My goal for the opinion page is for it to be a starting point and platform for vigorous discussion. I want to minimize use of national syndicated columnists and maximize local voices in columns, guest opinions and letters.
If you read my columns, you know that I am part of the stereotyped liberal media. But I like my thinking to be challenged. David Brooks, a classic conservative who writes for the New York Times, is something of a role model from afar. I admire his style of argument, the research he brings to his columns and his tone, even as I disagree with many of his solutions to the nation’s challenges.
In the same way, I believe our new contributors will provide provocative food for thought, just as our current columnists regularly do. That’s the point.
If you disagree with them or are inspired by them, please feel free to write a letter to the editor. They can be emailed to letters@postindependent.com. We ask that you try to write fewer than 350 words so more voices can be heard in our limited space, but 380 or 400 words is not a disqualifying sin. I do edit longer letters a bit more heavily for length. At times, I’ve asked writers to resubmit a shorter letter.
If writers get above 500 words, I am willing to look at the submission for a guest opinion, though I’m more discriminating about what we publish as a guest opinion than I am about letters. We run nearly every letter we get from Garfield County residents — I would estimate the rejection rate for letters at less than 2 percent.

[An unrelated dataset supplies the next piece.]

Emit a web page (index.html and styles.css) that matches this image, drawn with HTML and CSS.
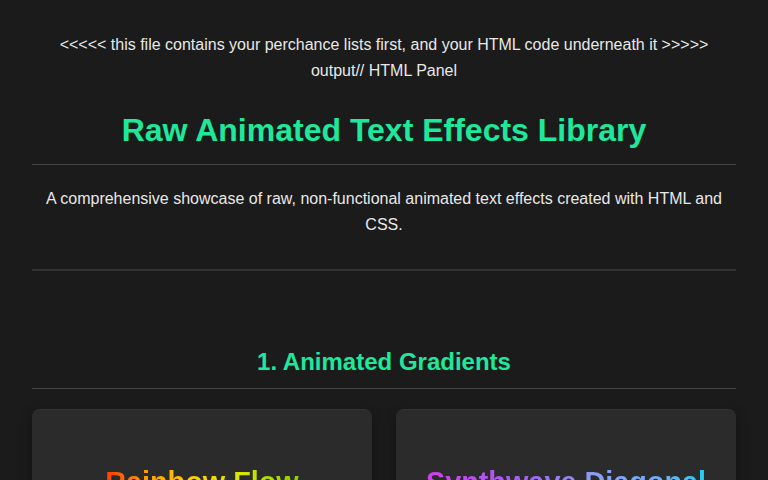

We published a letter recently arguing that a policy we set last year banning use of “illegal” and “anchor baby” as labels for people in letters, columns and guest opinions amounts to censorship. Another letter we will publish soon contends that letters to the editor were better before I became the PI’s editor, and letters now are politically correct.
Addressing the last assertion first, we published well over 800 letters to the editor and 85 guest opinions in 2015, both substantial increases over 2013, the year before I got here. I am criticized from both the left and right — actually, more from the left — for some of the columns and letters we publish.
I do set standards and I do edit, and the policy on “illegal” as a label is in step with both Associated Press style and a recent decision by the Library of Congress. More importantly, it is part of the PI’s editorial position to promote basic human decency toward immigrants.
Editing isn’t censorship. The First Amendment guarantees freedom of speech but doesn’t require editors to publish anything you throw their way. I’d be irresponsible — trust me — to publish much of the material that we get unedited. Some is hateful. A lot of it batters my faith in our schools.
Here’s an unedited excerpt that is less uncommon than you probably would like to think: “One word for the gentleman who worrys so much about the illegals and there right to drive in the great this state. Well its called illegals when your not sopposed to be here becuse your a illegal immigrants. So look up illegal.”
Yes, you caught me: I edit letters before you see them, some more than others.
Again, my goal is to host a vigorous, albeit edited, discussion on our opinion page. I believe our new columnists will contribute greatly to that and I further invite you to join in.
Randy Essex is editor of the Post Independent.